Over the past few years, self-care has shifted from expensive, instant-satisfaction indulgences such as manicures and massages toward consistently nourishing pursuits such as prioritizing sleep, developing a regular meditation practice, and spending time with loved ones. It’s an evolution, driven by a much-needed awareness for better mental health, that makes self-care more accessible and, as a breadth of research suggests, supports true, long-term well-being.

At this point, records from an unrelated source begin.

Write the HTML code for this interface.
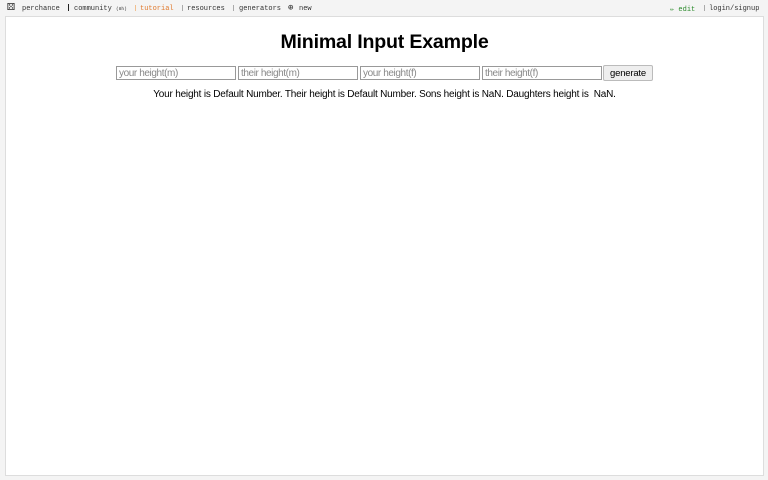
<!DOCTYPE html>
<html><head><meta charset="utf-8"><style>
html,body{margin:0;padding:0;width:768px;height:480px;background:#f4f4f4;overflow:hidden;font-family:"Liberation Sans",sans-serif;}
.bar{position:absolute;top:0;left:0;width:768px;height:16px;font-family:"Liberation Mono",monospace;font-size:7px;color:#333;}
.bar span{position:absolute;top:5px;white-space:nowrap}
.card{position:absolute;left:5px;top:16px;width:757px;height:458px;background:#fff;border:1px solid #ddd;}
h1{position:absolute;left:0;width:757px;top:14px;margin:0;text-align:center;font-size:19.6px;font-weight:bold;color:#000;letter-spacing:-0.2px}
.in{position:absolute;top:49px;width:116px;height:12px;border:1px solid #999;font-size:10px;color:#888;line-height:13px;padding-left:2px;letter-spacing:-0.4px}
.btn{position:absolute;top:48px;left:597px;width:48px;height:14px;border:1px solid #bbb;background:#eee;font-size:9.5px;line-height:15px;text-align:center;color:#000;border-radius:2px;letter-spacing:-0.2px}
.out{position:absolute;top:72px;left:0;width:757px;text-align:center;font-size:10px;color:#000;letter-spacing:-0.2px}
.ph{position:absolute;top:5px;width:1px;height:6px;background:#aaa}
</style></head><body>
<div class="bar">
<span style="left:7px;font-size:13px;top:-1px;color:#222">⚄</span>
<span style="left:22px">perchance</span>
<i class="ph" style="left:68px;background:#222;height:7px;top:4px"></i>
<span style="left:74px">community <small style="font-size:4.5px">(8h)</small></span>
<i class="ph" style="left:135px;background:#f0c090"></i>
<span style="left:140px;color:#e07a2e">tutorial</span>
<i class="ph" style="left:182px"></i>
<span style="left:187px">resources</span>
<i class="ph" style="left:233px"></i>
<span style="left:239px">generators</span>
<span style="left:288px;font-size:9px;top:3px">⊕</span>
<span style="left:299px">new</span>
<span style="left:670px;color:#2a8a2a">✏ edit</span>
<i class="ph" style="left:704px"></i>
<span style="left:709px">login/signup</span>
</div>
<div class="card">
<h1>Minimal Input Example</h1>
<div class="in" style="left:110px">your height(m)</div>
<div class="in" style="left:232px">their height(m)</div>
<div class="in" style="left:354px">your height(f)</div>
<div class="in" style="left:476px">their height(f)</div>
<div class="btn">generate</div>
<div class="out">Your height is Default Number. Their height is Default Number. Sons height is NaN. Daughters height is &nbsp;NaN.</div>
</div>
</body></html>
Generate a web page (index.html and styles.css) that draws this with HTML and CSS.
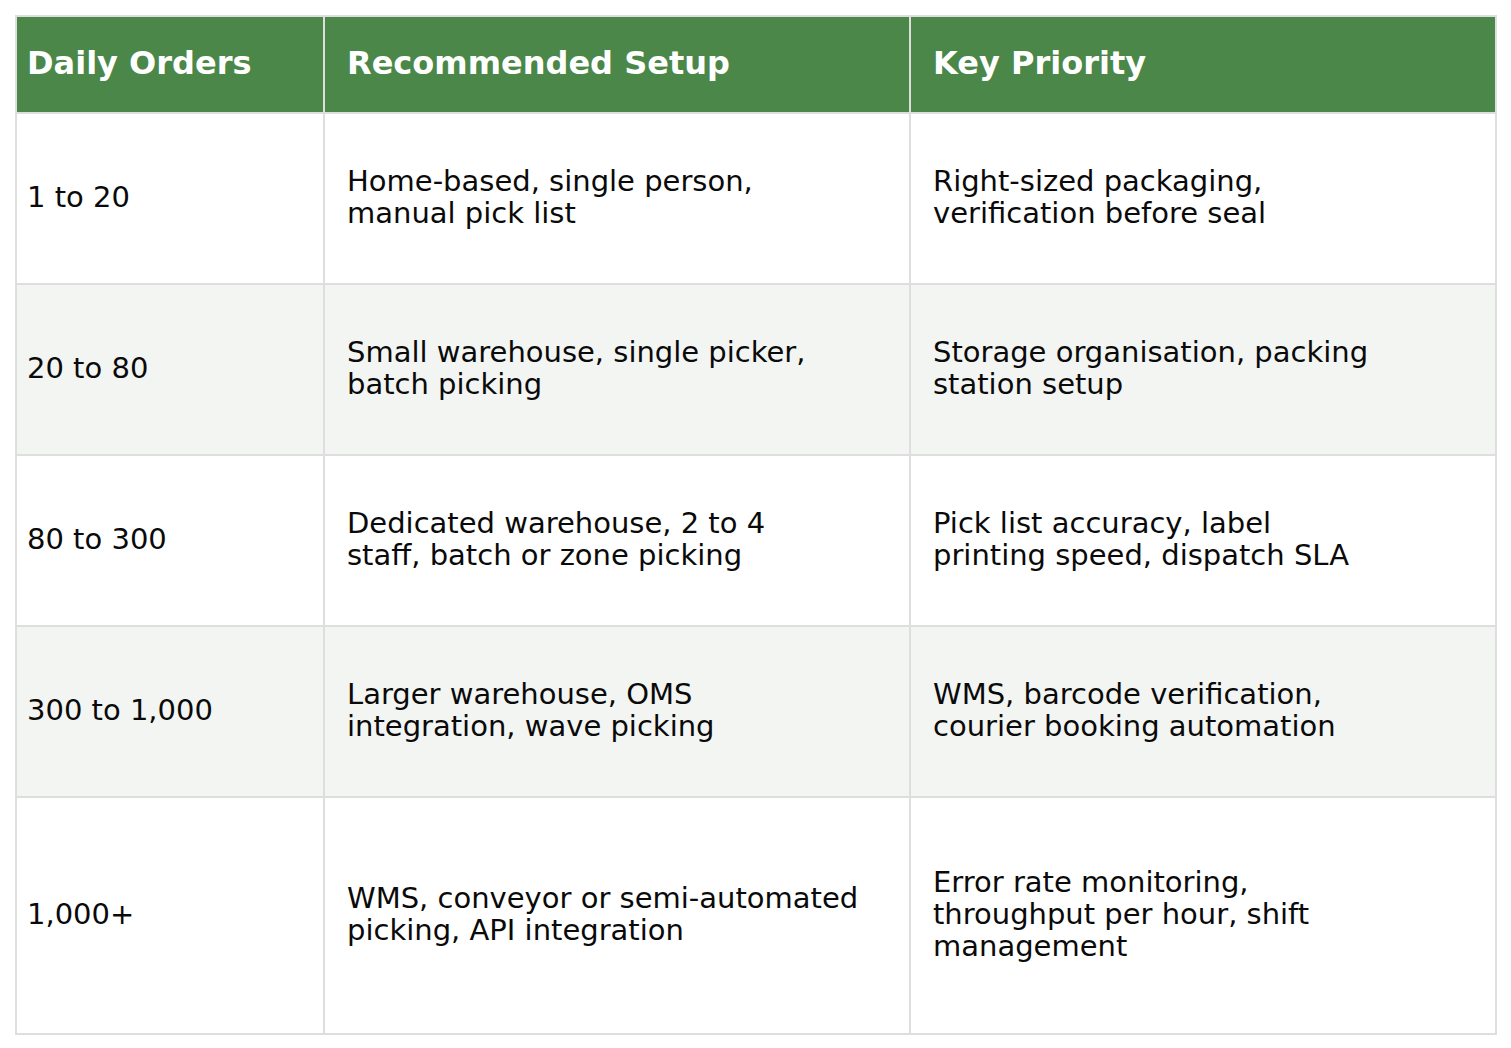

But even as outdated notions of self-care fade from our social media feeds, a new trend is cropping up: #selfhealers. Its followers posit that Western medicine isn’t the holy grail of healing, that an individual — as opposed to a physician, therapist, or health practitioner —already has the tools within themselves to recover from unhealed trauma, unhealthy relationships, mental health conditions such as anxiety, and even genetic diseases.
In pastel Instagram quotes adorned with inspiring captions (some examples: “Let shit go,” “Repeat positive affirmations,” and “Identify emotions”), the notion feels encouraging. Similarly promising is the advice of self-healers to find relief through tools such as shadow work (exploring the negative emotions and impulses of the self), Reiki and acupuncture (both of which can be used to treat mental as well as physical health), diet, yoga, Ayurveda, and unlearning codependency patterns. After all, there is plenty of evidence that many of these practices can improve mental wellness and overall well-being.
The potential dangers: The self-healing movement is vague and involves a defiance of research-backed science, medicine, and Western treatments that have been proven helpful to many people. Any message that discourages people from feeling like they can include treatments that could help them has the potential to do harm, says Nancy Zucker, PhD, an associate professor of psychiatry and director of the Center for Eating Disorders at Duke University.
For example, if someone is suffering from anxiety and depression and feels that their current psychiatrist or medication isn’t working for them, they might interpret social media self-healing messages as needing to eschew psychiatry or medication altogether, instead of switching providers or drugs and combining those therapies with other self-care practices such as exercise and meditation.
Health care isn’t black or white and sometimes multiple approaches are needed. But every option should be on the table when you’re trying to work your way back to feeling balanced and whole, as we are in yoga, says Rebecca Butler, a yoga instructor in Fort Worth, Texas.